— START Given records —

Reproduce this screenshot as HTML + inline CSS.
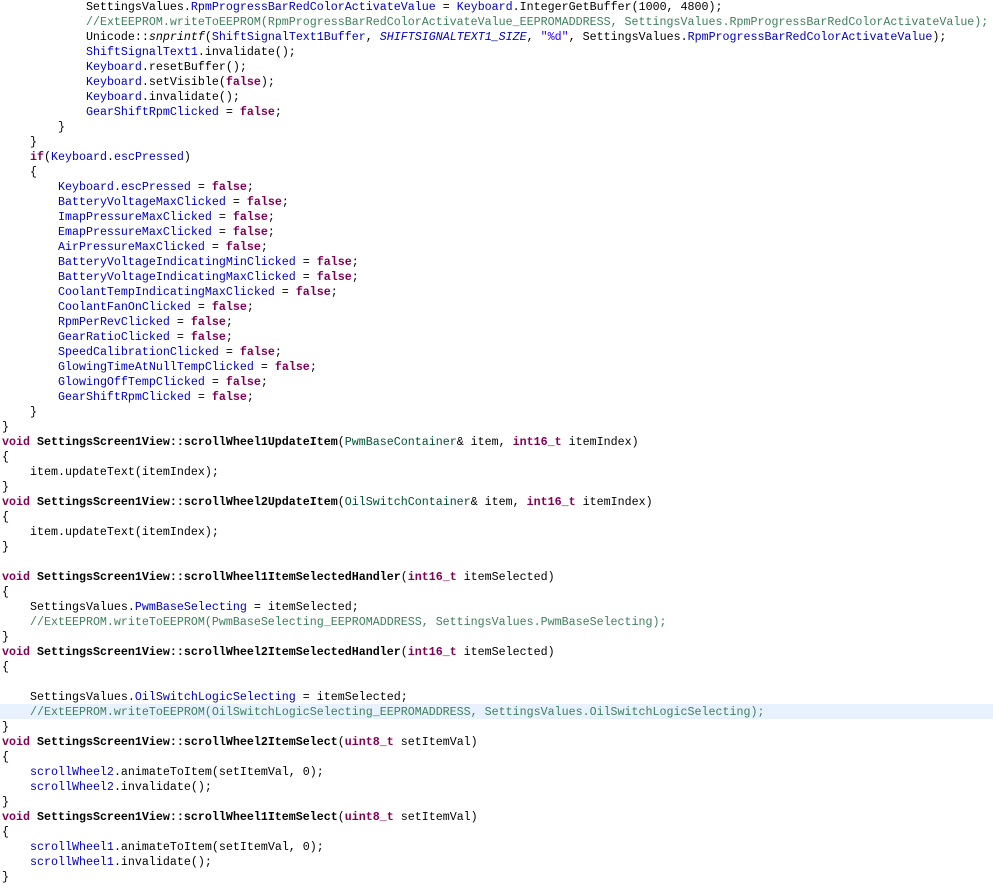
<!DOCTYPE html>
<html><head><meta charset="utf-8"><style>
html,body{margin:0;padding:0;background:#fff;width:993px;height:895px;overflow:hidden}
pre{margin:0;position:absolute;left:2px;top:0px;font-family:"Liberation Mono",monospace;font-size:11.67px;line-height:15px;color:#000}
.f{color:#0000c0}.k{color:#7f0055;font-weight:bold}.c{color:#3f7f5f}.s{color:#2a00ff}.t{color:#005032}.b{font-weight:bold}.i{font-style:italic}.m{color:#0000c0;font-style:italic}
.hl{position:absolute;left:0;top:704px;width:993px;height:15px;background:#e8f2fe}
</style></head><body>
<div class="hl"></div>
<pre>            SettingsValues.<span class="f">RpmProgressBarRedColorActivateValue</span> = <span class="f">Keyboard</span>.IntegerGetBuffer(1000, 4800);
            <span class="c">//ExtEEPROM.writeToEEPROM(RpmProgressBarRedColorActivateValue_EEPROMADDRESS, SettingsValues.RpmProgressBarRedColorActivateValue);</span>
            Unicode::<span class="i">snprintf</span>(<span class="f">ShiftSignalText1Buffer</span>, <span class="m">SHIFTSIGNALTEXT1_SIZE</span>, <span class="s">"%d"</span>, SettingsValues.<span class="f">RpmProgressBarRedColorActivateValue</span>);
            <span class="f">ShiftSignalText1</span>.invalidate();
            <span class="f">Keyboard</span>.resetBuffer();
            <span class="f">Keyboard</span>.setVisible(<span class="k">false</span>);
            <span class="f">Keyboard</span>.invalidate();
            <span class="f">GearShiftRpmClicked</span> = <span class="k">false</span>;
        }
    }
    <span class="k">if</span>(<span class="f">Keyboard</span>.<span class="f">escPressed</span>)
    {
        <span class="f">Keyboard</span>.<span class="f">escPressed</span> = <span class="k">false</span>;
        <span class="f">BatteryVoltageMaxClicked</span> = <span class="k">false</span>;
        <span class="f">ImapPressureMaxClicked</span> = <span class="k">false</span>;
        <span class="f">EmapPressureMaxClicked</span> = <span class="k">false</span>;
        <span class="f">AirPressureMaxClicked</span> = <span class="k">false</span>;
        <span class="f">BatteryVoltageIndicatingMinClicked</span> = <span class="k">false</span>;
        <span class="f">BatteryVoltageIndicatingMaxClicked</span> = <span class="k">false</span>;
        <span class="f">CoolantTempIndicatingMaxClicked</span> = <span class="k">false</span>;
        <span class="f">CoolantFanOnClicked</span> = <span class="k">false</span>;
        <span class="f">RpmPerRevClicked</span> = <span class="k">false</span>;
        <span class="f">GearRatioClicked</span> = <span class="k">false</span>;
        <span class="f">SpeedCalibrationClicked</span> = <span class="k">false</span>;
        <span class="f">GlowingTimeAtNullTempClicked</span> = <span class="k">false</span>;
        <span class="f">GlowingOffTempClicked</span> = <span class="k">false</span>;
        <span class="f">GearShiftRpmClicked</span> = <span class="k">false</span>;
    }
}
<span class="k">void</span> <span class="b">SettingsScreen1View::scrollWheel1UpdateItem</span>(<span class="t">PwmBaseContainer</span>&amp; item, <span class="k">int16_t</span> itemIndex)
{
    item.updateText(itemIndex);
}
<span class="k">void</span> <span class="b">SettingsScreen1View::scrollWheel2UpdateItem</span>(<span class="t">OilSwitchContainer</span>&amp; item, <span class="k">int16_t</span> itemIndex)
{
    item.updateText(itemIndex);
}

<span class="k">void</span> <span class="b">SettingsScreen1View::scrollWheel1ItemSelectedHandler</span>(<span class="k">int16_t</span> itemSelected)
{
    SettingsValues.<span class="f">PwmBaseSelecting</span> = itemSelected;
    <span class="c">//ExtEEPROM.writeToEEPROM(PwmBaseSelecting_EEPROMADDRESS, SettingsValues.PwmBaseSelecting);</span>
}
<span class="k">void</span> <span class="b">SettingsScreen1View::scrollWheel2ItemSelectedHandler</span>(<span class="k">int16_t</span> itemSelected)
{

    SettingsValues.<span class="f">OilSwitchLogicSelecting</span> = itemSelected;
    <span class="c">//ExtEEPROM.writeToEEPROM(OilSwitchLogicSelecting_EEPROMADDRESS, SettingsValues.OilSwitchLogicSelecting);</span>
}
<span class="k">void</span> <span class="b">SettingsScreen1View::scrollWheel2ItemSelect</span>(<span class="k">uint8_t</span> setItemVal)
{
    <span class="f">scrollWheel2</span>.animateToItem(setItemVal, 0);
    <span class="f">scrollWheel2</span>.invalidate();
}
<span class="k">void</span> <span class="b">SettingsScreen1View::scrollWheel1ItemSelect</span>(<span class="k">uint8_t</span> setItemVal)
{
    <span class="f">scrollWheel1</span>.animateToItem(setItemVal, 0);
    <span class="f">scrollWheel1</span>.invalidate();
}</pre>
</body></html>
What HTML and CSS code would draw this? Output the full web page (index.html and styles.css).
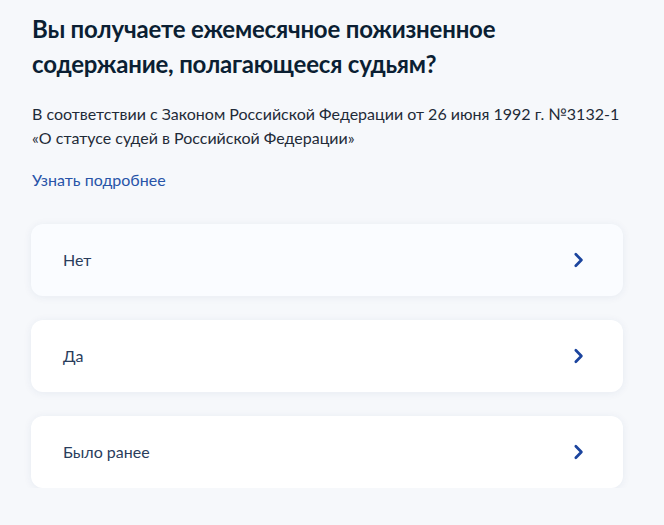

— END Given records —

What to do — Leave the pictures out and print the records above exactly as they stand.

Answer to this exercise —
Reproduce this screenshot as HTML + inline CSS.
<!DOCTYPE html>
<html><head><meta charset="utf-8"><style>
html,body{margin:0;padding:0;background:#fff;width:993px;height:895px;overflow:hidden}
pre{margin:0;position:absolute;left:2px;top:0px;font-family:"Liberation Mono",monospace;font-size:11.67px;line-height:15px;color:#000}
.f{color:#0000c0}.k{color:#7f0055;font-weight:bold}.c{color:#3f7f5f}.s{color:#2a00ff}.t{color:#005032}.b{font-weight:bold}.i{font-style:italic}.m{color:#0000c0;font-style:italic}
.hl{position:absolute;left:0;top:704px;width:993px;height:15px;background:#e8f2fe}
</style></head><body>
<div class="hl"></div>
<pre>            SettingsValues.<span class="f">RpmProgressBarRedColorActivateValue</span> = <span class="f">Keyboard</span>.IntegerGetBuffer(1000, 4800);
            <span class="c">//ExtEEPROM.writeToEEPROM(RpmProgressBarRedColorActivateValue_EEPROMADDRESS, SettingsValues.RpmProgressBarRedColorActivateValue);</span>
            Unicode::<span class="i">snprintf</span>(<span class="f">ShiftSignalText1Buffer</span>, <span class="m">SHIFTSIGNALTEXT1_SIZE</span>, <span class="s">"%d"</span>, SettingsValues.<span class="f">RpmProgressBarRedColorActivateValue</span>);
            <span class="f">ShiftSignalText1</span>.invalidate();
            <span class="f">Keyboard</span>.resetBuffer();
            <span class="f">Keyboard</span>.setVisible(<span class="k">false</span>);
            <span class="f">Keyboard</span>.invalidate();
            <span class="f">GearShiftRpmClicked</span> = <span class="k">false</span>;
        }
    }
    <span class="k">if</span>(<span class="f">Keyboard</span>.<span class="f">escPressed</span>)
    {
        <span class="f">Keyboard</span>.<span class="f">escPressed</span> = <span class="k">false</span>;
        <span class="f">BatteryVoltageMaxClicked</span> = <span class="k">false</span>;
        <span class="f">ImapPressureMaxClicked</span> = <span class="k">false</span>;
        <span class="f">EmapPressureMaxClicked</span> = <span class="k">false</span>;
        <span class="f">AirPressureMaxClicked</span> = <span class="k">false</span>;
        <span class="f">BatteryVoltageIndicatingMinClicked</span> = <span class="k">false</span>;
        <span class="f">BatteryVoltageIndicatingMaxClicked</span> = <span class="k">false</span>;
        <span class="f">CoolantTempIndicatingMaxClicked</span> = <span class="k">false</span>;
        <span class="f">CoolantFanOnClicked</span> = <span class="k">false</span>;
        <span class="f">RpmPerRevClicked</span> = <span class="k">false</span>;
        <span class="f">GearRatioClicked</span> = <span class="k">false</span>;
        <span class="f">SpeedCalibrationClicked</span> = <span class="k">false</span>;
        <span class="f">GlowingTimeAtNullTempClicked</span> = <span class="k">false</span>;
        <span class="f">GlowingOffTempClicked</span> = <span class="k">false</span>;
        <span class="f">GearShiftRpmClicked</span> = <span class="k">false</span>;
    }
}
<span class="k">void</span> <span class="b">SettingsScreen1View::scrollWheel1UpdateItem</span>(<span class="t">PwmBaseContainer</span>&amp; item, <span class="k">int16_t</span> itemIndex)
{
    item.updateText(itemIndex);
}
<span class="k">void</span> <span class="b">SettingsScreen1View::scrollWheel2UpdateItem</span>(<span class="t">OilSwitchContainer</span>&amp; item, <span class="k">int16_t</span> itemIndex)
{
    item.updateText(itemIndex);
}

<span class="k">void</span> <span class="b">SettingsScreen1View::scrollWheel1ItemSelectedHandler</span>(<span class="k">int16_t</span> itemSelected)
{
    SettingsValues.<span class="f">PwmBaseSelecting</span> = itemSelected;
    <span class="c">//ExtEEPROM.writeToEEPROM(PwmBaseSelecting_EEPROMADDRESS, SettingsValues.PwmBaseSelecting);</span>
}
<span class="k">void</span> <span class="b">SettingsScreen1View::scrollWheel2ItemSelectedHandler</span>(<span class="k">int16_t</span> itemSelected)
{

    SettingsValues.<span class="f">OilSwitchLogicSelecting</span> = itemSelected;
    <span class="c">//ExtEEPROM.writeToEEPROM(OilSwitchLogicSelecting_EEPROMADDRESS, SettingsValues.OilSwitchLogicSelecting);</span>
}
<span class="k">void</span> <span class="b">SettingsScreen1View::scrollWheel2ItemSelect</span>(<span class="k">uint8_t</span> setItemVal)
{
    <span class="f">scrollWheel2</span>.animateToItem(setItemVal, 0);
    <span class="f">scrollWheel2</span>.invalidate();
}
<span class="k">void</span> <span class="b">SettingsScreen1View::scrollWheel1ItemSelect</span>(<span class="k">uint8_t</span> setItemVal)
{
    <span class="f">scrollWheel1</span>.animateToItem(setItemVal, 0);
    <span class="f">scrollWheel1</span>.invalidate();
}</pre>
</body></html>
What HTML and CSS code would draw this? Output the full web page (index.html and styles.css).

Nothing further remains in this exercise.